Indeed his khatiba, or brigade, Omar Al-Farouq, had won praise for taking a stand against the Islamist extremists in rebel ranks who are becoming more of a worry to Western governments than the Damascus regime. They had arrested and executed a commander, Mohammed al-Absi, leader of a group of foreign jihadists, who was suspected over the kidnapping of a British photographer and was affiliated Jabhat al-Nusra, an organization since prescribed as a terrorist organization by the Obama administration.
I had spent some time with members of Al-Farouq in Syria. What was clear was that they were not among the more wild eyes, calling for the a medieval caliphate or prepared to pledge allegiance to al-Qa'ida, as alp-Nusra has done. On a number of occasions they talked earnestly at length about the problems the country will face post-Assad and how difficult it would be to repair the fractures between warring communities.
What was also clear was that they, like most other khatibas on the ground, have little regard for the Free Syrian Army, the supposed umbrella group for rebels. The declaration of its 'Supreme Military Council', after the widespread opprobrium for the opposition over the cannibal footage, that they will Abu Sakkar “dead or alive” is highly unlikely to come to anything.
Khalid al-Hamad (Abu Sakkar is his nom de guerre) was not always a bloodthirsty man of violence. People in Baba Amr remember him taking part in marches in the very early days of protests which declaimed sectarianism among the opposition and urged the need for an united front to achieve the reforms being denied by the regime.
The question remains what turned al-Hammad into Abu Sakkar, the man who proudly appears in a video mutilating a corpse, shouting “I swear to God we will eat your hearts and your livers, you soldiers of Bashar the dog ….” and then sink his teeth into a body part in his hand? What made someone who had once cautioned against blaming the Alawites - the minority community from which the ruling elite are drawn - for the regime's actions into their virulent hater? His address to camera ends “We will eat your heart and livers! Oh my heroes of Baba Amr, you slaughter the Alawites and take their hearts out to eat them!”

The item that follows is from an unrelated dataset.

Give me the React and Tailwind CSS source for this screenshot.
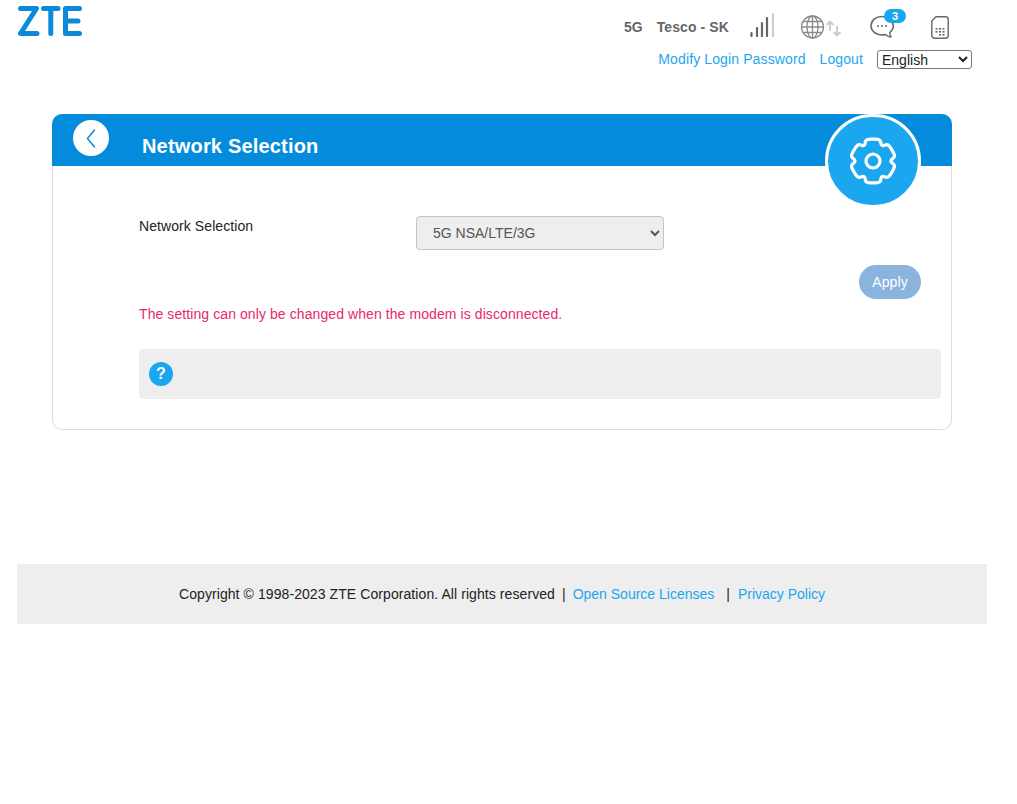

In his public pronouncements since the video appeared Abu Sakkar, while correcting early reports that he ate a piece of heart, pointing out it was lungs, also claimed that the dead soldier's cellphone contained a film clip “ of a woman and her two daughters fully naked and he was humiliating them and sticking a stick here and there…. You are not seeing what we are seeing and you are not living what we are living. Where are my brothers, my friends, the girls of my neighbourhood who were raped? May God bless them all.”
Haitham Mohammed Nassr, a former al-Farouq fighter, who is currently in Turkey, acknowledged that the video footage was extremely damaging to the cause of the opposition, but insisted it should be put in the context of the crimes being committed by the Shabiha, the Alawite pro-regime militia.

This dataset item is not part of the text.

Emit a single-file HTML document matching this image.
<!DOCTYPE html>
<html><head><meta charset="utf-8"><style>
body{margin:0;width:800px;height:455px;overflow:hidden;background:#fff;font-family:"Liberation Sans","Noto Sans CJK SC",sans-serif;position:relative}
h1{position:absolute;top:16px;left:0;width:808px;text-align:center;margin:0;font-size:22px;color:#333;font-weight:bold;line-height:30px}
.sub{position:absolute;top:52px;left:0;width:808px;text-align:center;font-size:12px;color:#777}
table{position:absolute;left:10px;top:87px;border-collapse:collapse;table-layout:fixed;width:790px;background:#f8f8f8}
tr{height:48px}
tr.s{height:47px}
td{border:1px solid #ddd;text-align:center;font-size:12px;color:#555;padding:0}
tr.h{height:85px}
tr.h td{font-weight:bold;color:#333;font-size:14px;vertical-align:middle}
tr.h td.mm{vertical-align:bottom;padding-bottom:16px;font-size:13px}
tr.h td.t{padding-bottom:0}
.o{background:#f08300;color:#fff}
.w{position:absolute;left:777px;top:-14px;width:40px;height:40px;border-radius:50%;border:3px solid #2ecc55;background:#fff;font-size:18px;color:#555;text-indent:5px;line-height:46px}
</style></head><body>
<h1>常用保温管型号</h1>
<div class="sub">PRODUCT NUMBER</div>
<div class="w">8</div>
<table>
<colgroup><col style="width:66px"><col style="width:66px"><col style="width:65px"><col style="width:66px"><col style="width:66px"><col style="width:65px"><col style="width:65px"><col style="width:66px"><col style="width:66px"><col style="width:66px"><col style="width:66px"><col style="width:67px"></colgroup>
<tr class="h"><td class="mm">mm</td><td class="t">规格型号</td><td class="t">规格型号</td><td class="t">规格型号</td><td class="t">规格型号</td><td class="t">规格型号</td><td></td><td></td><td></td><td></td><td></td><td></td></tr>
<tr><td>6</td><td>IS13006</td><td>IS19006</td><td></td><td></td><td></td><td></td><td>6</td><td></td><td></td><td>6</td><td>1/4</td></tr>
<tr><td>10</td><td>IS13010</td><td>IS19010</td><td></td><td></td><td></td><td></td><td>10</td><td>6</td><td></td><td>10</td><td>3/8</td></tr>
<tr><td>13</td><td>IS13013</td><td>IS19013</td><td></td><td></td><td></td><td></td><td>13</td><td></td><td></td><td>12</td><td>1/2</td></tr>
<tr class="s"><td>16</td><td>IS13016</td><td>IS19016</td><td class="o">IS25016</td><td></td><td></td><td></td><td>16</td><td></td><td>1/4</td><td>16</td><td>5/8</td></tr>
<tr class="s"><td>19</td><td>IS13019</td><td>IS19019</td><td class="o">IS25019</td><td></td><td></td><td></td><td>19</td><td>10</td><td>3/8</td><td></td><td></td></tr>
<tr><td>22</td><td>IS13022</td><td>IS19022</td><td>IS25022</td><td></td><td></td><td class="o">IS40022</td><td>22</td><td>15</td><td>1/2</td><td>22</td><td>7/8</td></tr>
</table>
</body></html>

There have been reports that members of Abu Sakkar's own family were raped by regime forces. “I do not know any family who has not suffered. We do not want to add to the dishonor of our women by publicizing this. He (Abu Sakkar) should not have done what he did, doing that was haram (wrong in religion) and unwise. But it was a message to the Shabiha. They film young men and women being tortured to try and frighten the people and this was meant as a warning to them.”

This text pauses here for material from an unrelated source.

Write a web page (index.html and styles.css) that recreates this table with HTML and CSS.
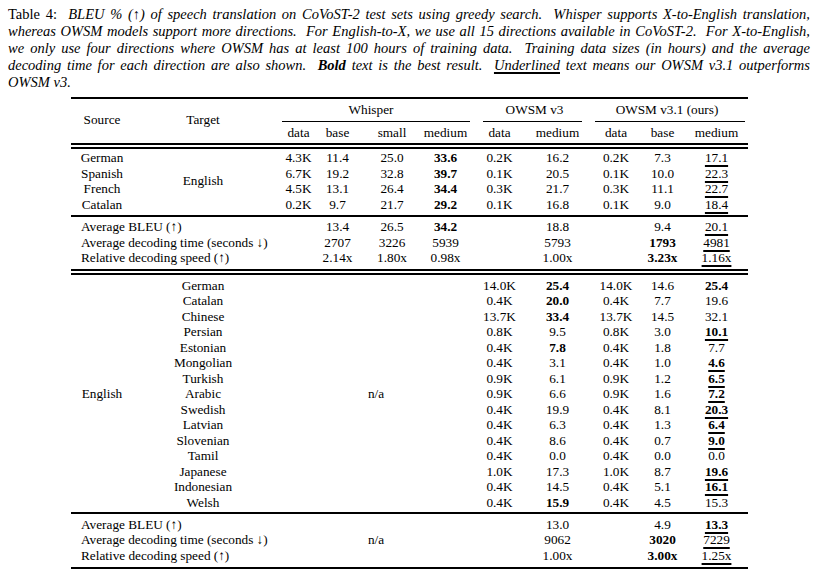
FILE: index.html
```html
<!DOCTYPE html>
<html>
<head>
<meta charset="utf-8">
<link rel="stylesheet" href="styles.css">
</head>
<body>
<div class="caption">
  <div class="ln"><span class="up">Table 4:</span>&nbsp; BLEU % (↑) of speech translation on CoVoST-2 test sets using greedy search.&nbsp; Whisper supports X-to-English translation,</div>
  <div class="ln">whereas OWSM models support more directions.&nbsp; For English-to-X, we use all 15 directions available in CoVoST-2.&nbsp; For X-to-English,</div>
  <div class="ln">we only use four directions where OWSM has at least 100 hours of training data.&nbsp; Training data sizes (in hours) and the average</div>
  <div class="ln">decoding time for each direction are also shown.&nbsp; <b>Bold</b> text is the best result.&nbsp; <u>Underlined</u> text means our OWSM v3.1 outperforms</div>
  <div class="ln last">OWSM v3.</div>
</div>

<div class="tbl">
  <div class="rule"></div>

  <div class="hs">Source</div>
  <div class="hs">Target</div>
  <div class="grp g-wh"><span class="gt-wh">Whisper</span></div>
  <div class="grp g-v3"><span class="gt-v3">OWSM v3</span></div>
  <div class="grp g-v31"><span class="gt-v31">OWSM v3.1 (ours)</span></div>

  <div class="h2">data</div><div class="h2">base</div><div class="h2">small</div><div class="h2">medium</div>
  <div class="h2">data</div><div class="h2">medium</div>
  <div class="h2">data</div><div class="h2">base</div><div class="h2">medium</div>

  <div class="dbl d1"></div>

  <div>German</div><div class="span4">English</div>
  <div>4.3K</div><div>11.4</div><div>25.0</div><div class="b">33.6</div><div>0.2K</div><div>16.2</div><div>0.2K</div><div>7.3</div><div class="u">17.1</div>
  <div>Spanish</div>
  <div>6.7K</div><div>19.2</div><div>32.8</div><div class="b">39.7</div><div>0.1K</div><div>20.5</div><div>0.1K</div><div>10.0</div><div class="u">22.3</div>
  <div>French</div>
  <div>4.5K</div><div>13.1</div><div>26.4</div><div class="b">34.4</div><div>0.3K</div><div>21.7</div><div>0.3K</div><div>11.1</div><div class="u">22.7</div>
  <div>Catalan</div>
  <div>0.2K</div><div>9.7</div><div>21.7</div><div class="b">29.2</div><div>0.1K</div><div>16.8</div><div>0.1K</div><div>9.0</div><div class="u">18.4</div>

  <div class="rule mid1"></div>

  <div class="lbl">Average BLEU (↑)</div>
  <div></div><div>13.4</div><div>26.5</div><div class="b">34.2</div><div></div><div>18.8</div><div></div><div>9.4</div><div class="u">20.1</div>
  <div class="lbl">Average decoding time (seconds ↓)</div>
  <div></div><div>2707</div><div>3226</div><div>5939</div><div></div><div>5793</div><div></div><div class="b">1793</div><div class="u">4981</div>
  <div class="lbl">Relative decoding speed (↑)</div>
  <div></div><div>2.14x</div><div>1.80x</div><div>0.98x</div><div></div><div>1.00x</div><div></div><div class="b">3.23x</div><div class="u">1.16x</div>

  <div class="dbl d2"></div>

  <div class="span15">English</div>
  <div>German</div><div class="na15">n/a</div>
  <div>14.0K</div><div class="b">25.4</div><div>14.0K</div><div>14.6</div><div class="b">25.4</div>
  <div>Catalan</div><div>0.4K</div><div class="b">20.0</div><div>0.4K</div><div>7.7</div><div>19.6</div>
  <div>Chinese</div><div>13.7K</div><div class="b">33.4</div><div>13.7K</div><div>14.5</div><div>32.1</div>
  <div>Persian</div><div>0.8K</div><div>9.5</div><div>0.8K</div><div>3.0</div><div class="b u">10.1</div>
  <div>Estonian</div><div>0.4K</div><div class="b">7.8</div><div>0.4K</div><div>1.8</div><div>7.7</div>
  <div>Mongolian</div><div>0.4K</div><div>3.1</div><div>0.4K</div><div>1.0</div><div class="b u">4.6</div>
  <div>Turkish</div><div>0.9K</div><div>6.1</div><div>0.9K</div><div>1.2</div><div class="b u">6.5</div>
  <div>Arabic</div><div>0.9K</div><div>6.6</div><div>0.9K</div><div>1.6</div><div class="b u">7.2</div>
  <div>Swedish</div><div>0.4K</div><div>19.9</div><div>0.4K</div><div>8.1</div><div class="b u">20.3</div>
  <div>Latvian</div><div>0.4K</div><div>6.3</div><div>0.4K</div><div>1.3</div><div class="b u">6.4</div>
  <div>Slovenian</div><div>0.4K</div><div>8.6</div><div>0.4K</div><div>0.7</div><div class="b u">9.0</div>
  <div>Tamil</div><div>0.4K</div><div>0.0</div><div>0.4K</div><div>0.0</div><div>0.0</div>
  <div>Japanese</div><div>1.0K</div><div>17.3</div><div>1.0K</div><div>8.7</div><div class="b u">19.6</div>
  <div>Indonesian</div><div>0.4K</div><div>14.5</div><div>0.4K</div><div>5.1</div><div class="b u">16.1</div>
  <div>Welsh</div><div>0.4K</div><div class="b">15.9</div><div>0.4K</div><div>4.5</div><div>15.3</div>

  <div class="rule mid2"></div>

  <div class="lbl">Average BLEU (↑)</div>
  <div class="na3">n/a</div>
  <div></div><div>13.0</div><div></div><div>4.9</div><div class="b u">13.3</div>
  <div class="lbl">Average decoding time (seconds ↓)</div>
  <div></div><div>9062</div><div></div><div class="b">3020</div><div class="u">7229</div>
  <div class="lbl">Relative decoding speed (↑)</div>
  <div></div><div>1.00x</div><div></div><div class="b">3.00x</div><div class="u">1.25x</div>

  <div class="rule bot"></div>
</div>
</body>
</html>
```

FILE: styles.css
```css
html, body {
  margin: 0;
  padding: 0;
  background: #fff;
  color: #000;
  font-family: "Liberation Serif", "Times New Roman", serif;
}

.caption {
  width: 802px;
  margin-left: 8px;
  padding-top: 6px;
  font-size: 14.5px;
  line-height: 17px;
  font-style: italic;
}

.caption .ln {
  text-align: justify;
  text-align-last: justify;
}

.caption .ln.last {
  text-align: left;
  text-align-last: left;
}

.caption .up {
  font-style: normal;
}

.caption u {
  text-decoration-thickness: 1.5px;
  text-underline-offset: 2px;
}

.tbl {
  display: grid;
  grid-template-columns: 62px 140px 51px 27px 82px 25px 83px 33px 84px 9px 99px;
  width: 695px;
  margin: 6px 0 0 71px;
  font-size: 13.25px;
  line-height: 15.5px;
}

.tbl > div {
  justify-self: center;
  white-space: nowrap;
}

.tbl > .rule {
  grid-column: 1 / -1;
  justify-self: stretch;
  margin-right: 18px;
  height: 2px;
  background: #000;
}

.tbl > .dbl {
  grid-column: 1 / -1;
  justify-self: stretch;
  margin-right: 18px;
  height: 2px;
  border-top: 2px solid #000;
  border-bottom: 2px solid #000;
}

.tbl > .d1 { margin-top: 3px; margin-bottom: 1px; }
.tbl > .mid1 { margin-top: 3px; margin-bottom: 2px; }
.tbl > .d2 { margin-top: 3px; margin-bottom: 3px; }
.tbl > .mid2 { margin-top: 2px; margin-bottom: 2.5px; }
.tbl > .bot { margin-top: 3.5px; }

.tbl > .hs {
  grid-row: span 2;
  align-self: center;
}

.tbl > .grp {
  justify-self: stretch;
  text-align: center;
  padding: 3px 0 3.5px;
  border-bottom: 1px solid #000;
}

.tbl > .g-wh { grid-column: span 4; margin-left: 9px; margin-right: -12px; padding-right: 10px; }
.tbl > .g-v3 { grid-column: span 2; margin-left: 25px; margin-right: -8px; padding-left: 4px; }
.tbl > .g-v31 { grid-column: span 3; margin-left: 21px; margin-right: 21px; padding-right: 6px; }

.tbl > .h2 {
  padding-top: 2.5px;
}

.tbl > .span4 {
  grid-row: span 4;
  align-self: center;
}

.tbl > .span15 {
  grid-row: span 15;
  align-self: center;
}

.tbl > .na15,
.tbl > .na3 {
  grid-column: span 4;
  justify-self: stretch;
  text-align: center;
  align-self: center;
  margin-left: 9px;
  margin-right: -12px;
}

.tbl > .na15 { grid-row: span 15; }
.tbl > .na3 { grid-row: span 3; }

.tbl > .lbl {
  grid-column: span 2;
  justify-self: start;
  padding-left: 10px;
}

.b {
  font-weight: bold;
}

.u {
  text-decoration: underline;
  text-decoration-thickness: 1.5px;
  text-underline-offset: 2.5px;
}
```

There is little doubt that brutality with which the regime responded to peaceful protests in Baba Amr and elsewhere in Syria was the catalyst for the armed uprising which followed. But surely that does not explain such levels of viciousness from both sides? “Everyone has been changed by this war; when you are there, when all you are seeing are fires, bombs, bodies it is very difficult to remain normal” said Mr Nassr. “We all want Basher to go, the longer this goes on the more violent people become, it will be difficult to have a normal society after all this, whatever happens.”